Sebagai contoh : Pertama, penukaran tanah wakaf yang sebelumnya hanya dimanfaatkan untuk masjid, setelah ditukar maka penukarnya selain masjid juga dibangun toko dan atau Gedung pertemuan untuk disewakan misalnya untuk resepsi pernikahan, seperti yang terjadi pada penukaran tanah wakaf Masjid Al Istiqomah wa Hayatuddin di Jalan Kebon Melati V RT. 02 RW. 08 Kelurahan Kebon Melati kecamatan Tanah Abang Kota Jakarta Pusat Provinsi DKI Jakarta dan Masjid/Mushalla di Kelurahan Duri Pulo Kecamatn Gambir Kota Jakarta Pusat Provinsi DKI Jakarta.


Contoh kedua, penukaran wakaf yang sebelumnya hanya dimanfaatkan untuk madrasah/sekolah, setelah ditukar maka penukarnya selain madrasah/sekolah juga dibangun aula dan Gedung perkantoran, seperti yang terjadi pada kasus penukaran tanah wakaf madrasah/sekolah Yayasan Daarul Uluum Al Islaamiyah di Jalan Pedurenan Masjid III RT. 003 RW. 04 Kelurahan Karet Kuningan Kecamatan Setiabudi Kota Jakarta Selatan Provinsi DKI Jakarta.


Gambar Masjid Al Istiqomah wa Hayatuddin di Jalan Kebon Melati V RT. 02 RW. 08 Kelurahan Kebon Melati kecamatan Tanah Abang Kota Jakarta Pusat

        Contoh ketiga, penukaran tanah wakaf yang sebelumnya hanya dimanfaatkan untuk panti asuhan, setelah ditukar maka penukarannya selain panti asuhan juga ada bangunan toko, seperti yang terjadi pada kasus penukaran tanah wakaf panti asuhan di Jalan Ir.Soekarno Kelurahan Bendo Gerit Kecamatan Sananwetan Kota Blitar Provinsi Jawa Timur.
Semua contoh penukaran harta benda wakaf tersebut, telah menghasilkan kombinasi pengelolaan wakaf yaitu pengelolaan wakaf yang bersifat ibadah dan sosial serta pengelolaan wakaf yang bersifat ekonomi/bisnis.
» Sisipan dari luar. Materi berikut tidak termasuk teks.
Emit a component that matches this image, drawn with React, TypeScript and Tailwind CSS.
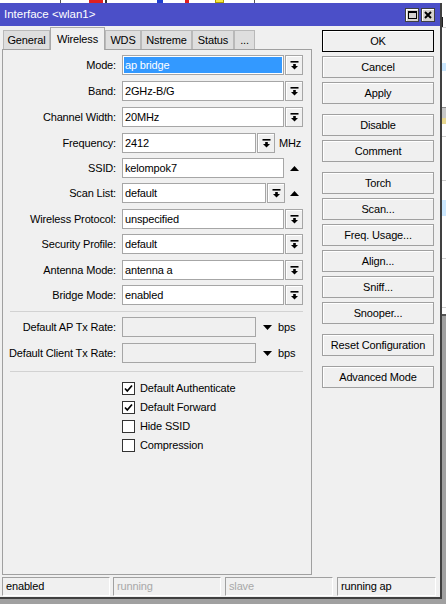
import type { ReactNode } from "react";

function DropGlyph() {
  return (
    <svg width="9" height="9" viewBox="0 0 9 9">
      <rect x="0.5" y="0" width="8" height="1.6" fill="#000" />
      <rect x="3.2" y="3" width="2.6" height="2" fill="#000" />
      <path d="M1 5 H8 L4.5 8.6 Z" fill="#000" />
    </svg>
  );
}

function DropButton() {
  return (
    <div className="ml-[1px] flex h-[20px] w-[18px] items-center justify-center border border-[#a6a6a6] bg-[#f0f0f0] shadow-[inset_1px_1px_0_#ffffff]">
      <DropGlyph />
    </div>
  );
}

function UpArrow({ className }: { className: string }) {
  return (
    <svg className={className} width="9" height="5" viewBox="0 0 9 5">
      <path d="M0 5 L4.5 0 L9 5 Z" fill="#000" />
    </svg>
  );
}

function DownArrow({ className }: { className: string }) {
  return (
    <svg className={className} width="9" height="5" viewBox="0 0 9 5">
      <path d="M0 0 L9 0 L4.5 5 Z" fill="#000" />
    </svg>
  );
}

function Field({
  width,
  value,
  selected,
  disabled,
}: {
  width: string;
  value?: string;
  selected?: boolean;
  disabled?: boolean;
}) {
  return (
    <div
      className={`${width} h-[20px] border border-[#a6a6a6] p-[1px] ${
        disabled ? "bg-[#f0f0f0]" : "bg-white"
      }`}
    >
      <div
        className={`h-full px-[1px] leading-[16px] ${
          selected ? "bg-[#3399ff] text-white" : "text-black"
        }`}
      >
        {value}
      </div>
    </div>
  );
}

function Row({
  label,
  className,
  children,
}: {
  label: string;
  className: string;
  children: ReactNode;
}) {
  return (
    <div className={`flex h-[20px] items-center ${className}`}>
      <div className="w-[113px] text-right">{label}:</div>
      <div className="ml-[6px] flex h-full items-center">{children}</div>
    </div>
  );
}

function Check({ label, checked }: { label: string; checked?: boolean }) {
  return (
    <div className="flex h-[19px] items-center pl-[119px]">
      <div className="flex h-[13px] w-[13px] items-center justify-center border border-[#333333] bg-white">
        {checked && (
          <svg width="11" height="11" viewBox="0 0 11 11">
            <path d="M2 5.5 L4.3 8 L9 2.5" fill="none" stroke="#000" strokeWidth="1.7" />
          </svg>
        )}
      </div>
      <span className="ml-[5px]">{label}</span>
    </div>
  );
}

function Btn({ label, className, primary }: { label: string; className: string; primary?: boolean }) {
  return (
    <div
      className={`flex h-[22px] w-[112px] items-center justify-center border bg-[#f0f0f0] shadow-[inset_1px_1px_0_#ffffff] ${
        primary ? "border-[#000000]" : "border-[#a0a0a0]"
      } ${className}`}
    >
      {label}
    </div>
  );
}

function Tab({ label, width, active }: { label: string; width: string; active?: boolean }) {
  return active ? (
    <div
      className={`relative -mb-px flex h-[23px] ${width} items-start justify-center border border-b-0 border-[#a9a9a9] bg-[#f0f0f0] pt-[3px]`}
    >
      {label}
    </div>
  ) : (
    <div
      className={`flex h-[19px] ${width} items-center justify-center border border-b-0 border-[#b9b9b9] bg-[#dedede]`}
    >
      {label}
    </div>
  );
}

function Status({ text, width, dim, className }: { text: string; width: string; dim?: boolean; className: string }) {
  return (
    <div
      className={`h-[19px] ${width} border border-t-[#a0a0a0] border-l-[#a0a0a0] border-r-white border-b-white pl-[3px] leading-[17px] ${
        dim ? "text-[#a8a8a8]" : "text-black"
      } ${className}`}
    >
      {text}
    </div>
  );
}

export default function App() {
  return (
    <div className="flex h-[604px] w-[446px] flex-col overflow-hidden bg-white font-['Liberation_Sans',Arial,sans-serif] text-[11px] tracking-[-0.15px] text-black">
      {/* sliver of the window behind */}
      <div className="flex h-[3px] items-start">
        <div className="ml-[60px] h-[3px] w-[1px] bg-[#555]" />
        <div className="ml-[28px] h-[3px] w-[14px] bg-[#e02020]" />
        <div className="ml-[2px] h-[3px] w-[2px] bg-[#333]" />
        <div className="ml-[50px] h-[3px] w-[6px] bg-[#2040d0]" />
        <div className="ml-[22px] h-[3px] w-[4px] bg-[#e02020]" />
        <div className="ml-[26px] h-[3px] w-[9px] border border-t-0 border-[#b0a000] bg-[#f5e642]" />
        <div className="ml-[30px] h-[3px] w-[1px] bg-[#555]" />
      </div>

      <div className="flex h-[596px]">
        {/* dialog window */}
        <div className="flex w-[442px] flex-col border-r-2 border-b-2 border-[#404040] bg-[#f0f0f0] pb-[1px]">
          {/* title bar */}
          <div className="flex h-[23px] items-center bg-[#4b4fc8] pl-[4px] pr-[5px]">
            <span className="text-[11.5px] tracking-normal text-white">Interface &lt;wlan1&gt;</span>
            <div className="ml-auto flex gap-[2px]">
              <div className="flex h-[14px] w-[14px] items-center justify-center border border-[#404040] bg-[#d6d3ce] shadow-[inset_1px_1px_0_#ffffff]">
                <div className="h-[8px] w-[9px] border border-t-2 border-black" />
              </div>
              <div className="flex h-[14px] w-[14px] items-center justify-center border border-[#404040] bg-[#d6d3ce] shadow-[inset_1px_1px_0_#ffffff]">
                <svg width="8" height="8" viewBox="0 0 8 8">
                  <path d="M1 1 L7 7 M7 1 L1 7" stroke="#000" strokeWidth="2" />
                </svg>
              </div>
            </div>
          </div>

          {/* body */}
          <div className="flex h-[549px]">
            <div className="flex flex-col pl-[2px]">
              <div className="ml-[1px] mt-[1px] flex h-[22px] items-end">
                <Tab label="General" width="w-[47px]" />
                <Tab label="Wireless" width="w-[55px]" active />
                <Tab label="WDS" width="w-[36px]" />
                <Tab label="Nstreme" width="w-[51px]" />
                <Tab label="Status" width="w-[42px]" />
                <Tab label="..." width="w-[21px]" />
              </div>

              <div className="flex h-[526px] w-[310px] flex-col border border-[#a0a0a0] pt-[5px]">
                <Row label="Mode" className="">
                  <Field width="w-[162px]" value="ap bridge" selected />
                  <DropButton />
                </Row>
                <Row label="Band" className="mt-[6px]">
                  <Field width="w-[162px]" value="2GHz-B/G" />
                  <DropButton />
                </Row>
                <Row label="Channel Width" className="mt-[6px]">
                  <Field width="w-[162px]" value="20MHz" />
                  <DropButton />
                </Row>
                <Row label="Frequency" className="mt-[6px]">
                  <Field width="w-[134px]" value="2412" />
                  <DropButton />
                  <span className="ml-[4px]">MHz</span>
                </Row>
                <Row label="SSID" className="mt-[5px]">
                  <Field width="w-[162px]" value="kelompok7" />
                  <UpArrow className="ml-[6px]" />
                </Row>
                <Row label="Scan List" className="mt-[5px]">
                  <Field width="w-[144px]" value="default" />
                  <DropButton />
                  <UpArrow className="ml-[5px]" />
                </Row>
                <Row label="Wireless Protocol" className="mt-[6px]">
                  <Field width="w-[162px]" value="unspecified" />
                  <DropButton />
                </Row>
                <Row label="Security Profile" className="mt-[5px]">
                  <Field width="w-[162px]" value="default" />
                  <DropButton />
                </Row>
                <Row label="Antenna Mode" className="mt-[6px]">
                  <Field width="w-[162px]" value="antenna a" />
                  <DropButton />
                </Row>
                <Row label="Bridge Mode" className="mt-[5px]">
                  <Field width="w-[162px]" value="enabled" />
                  <DropButton />
                </Row>

                <div className="ml-[7px] mt-[6px] w-[293px] border-t border-[#d2d2d2]" />

                <Row label="Default AP Tx Rate" className="mt-[5px]">
                  <Field width="w-[134px]" disabled />
                  <DownArrow className="ml-[7px]" />
                  <span className="ml-[6px]">bps</span>
                </Row>
                <Row label="Default Client Tx Rate" className="mt-[6px]">
                  <Field width="w-[134px]" disabled />
                  <DownArrow className="ml-[7px]" />
                  <span className="ml-[6px]">bps</span>
                </Row>

                <div className="ml-[7px] mt-[8px] w-[293px] border-t border-[#d2d2d2]" />

                <div className="mt-[7px] flex flex-col">
                  <Check label="Default Authenticate" checked />
                  <Check label="Default Forward" checked />
                  <Check label="Hide SSID" />
                  <Check label="Compression" />
                </div>
              </div>
            </div>

            <div className="ml-[10px] flex flex-col pt-[4px]">
              <Btn label="OK" className="" primary />
              <Btn label="Cancel" className="mt-[4px]" />
              <Btn label="Apply" className="mt-[4px]" />
              <Btn label="Disable" className="mt-[10px]" />
              <Btn label="Comment" className="mt-[4px]" />
              <Btn label="Torch" className="mt-[10px]" />
              <Btn label="Scan..." className="mt-[4px]" />
              <Btn label="Freq. Usage..." className="mt-[4px]" />
              <Btn label="Align..." className="mt-[4px]" />
              <Btn label="Sniff..." className="mt-[4px]" />
              <Btn label="Snooper..." className="mt-[4px]" />
              <Btn label="Reset Configuration" className="mt-[10px]" />
              <Btn label="Advanced Mode" className="mt-[10px]" />
            </div>
          </div>

          {/* status bar */}
          <div className="mt-[2px] flex pl-[2px]">
            <Status text="enabled" width="w-[108px]" className="" />
            <Status text="running" width="w-[108px]" dim className="ml-[3px]" />
            <Status text="slave" width="w-[108px]" dim className="ml-[4px]" />
            <Status text="running ap" width="w-[99px]" className="ml-[4px]" />
          </div>
        </div>

        {/* edge of the list behind the dialog */}
        <div className="flex w-[4px] flex-col">
          <div className="h-[14px] bg-white" />
          <div className="h-[10px] w-[1px] bg-[#222]" />
          <div className="h-[36px] border-t border-[#d0d0d0] bg-white" />
          <div className="h-[8px] bg-[#cce8ff]" />
          <div className="h-[36px] bg-white" />
          <div className="h-[11px] border-t border-[#888] bg-[#c8c8c8]" />
          <div className="h-[6px] bg-[#e8d890]" />
          <div className="h-[12px] bg-white" />
          <div className="h-[44px] border-t border-[#d0d0d0] bg-white" />
          <div className="h-[20px] border-t border-[#d0d0d0] bg-white" />
          <div className="h-[16px] bg-[#cce8ff]" />
          <div className="h-[42px] bg-white" />
          <div className="h-[49px] border-t border-[#d0d0d0] bg-white" />
          <div className="h-[7px] border-t border-[#d0d0d0] bg-white" />
          <div className="flex-1 border-t-2 border-[#555] bg-[#a0a0a0]" />
        </div>
      </div>

      <div className="flex-1 bg-[#a0a0a0]" />
    </div>
  );
}
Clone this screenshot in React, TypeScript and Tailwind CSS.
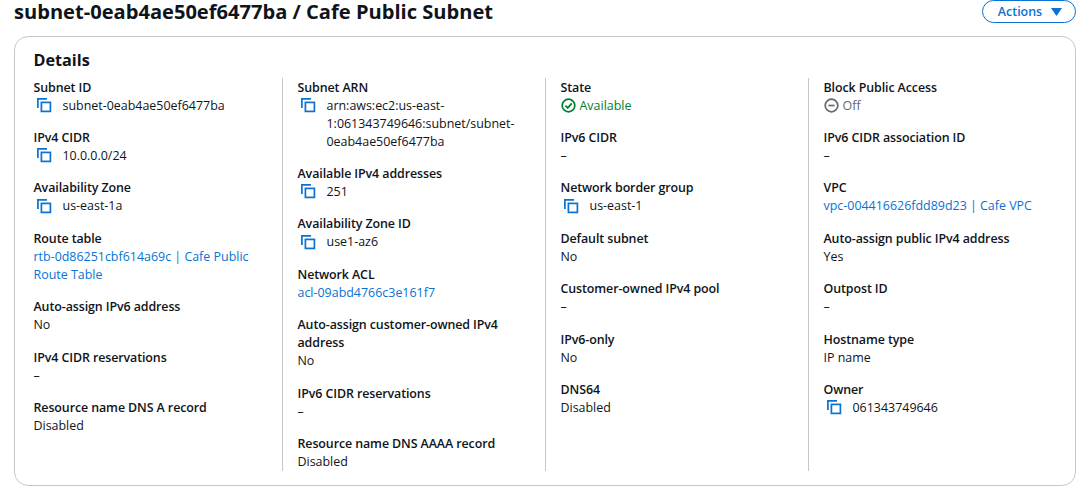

Model pengelolaan wakaf seperti ini menurut Tahir Azhary sangat ideal karena sebagian tanah wakaf yang strategis itu digunakan untuk keperluan ibadah dan sosial secara permanen, dan sebagian lagi digunakan untuk pengembangan tanah wakaf itu dalam arti optimalisasi tujuan wakaf itu sendiri, dengan kata lain mengelola tanah-tanah wakaf secara produktif.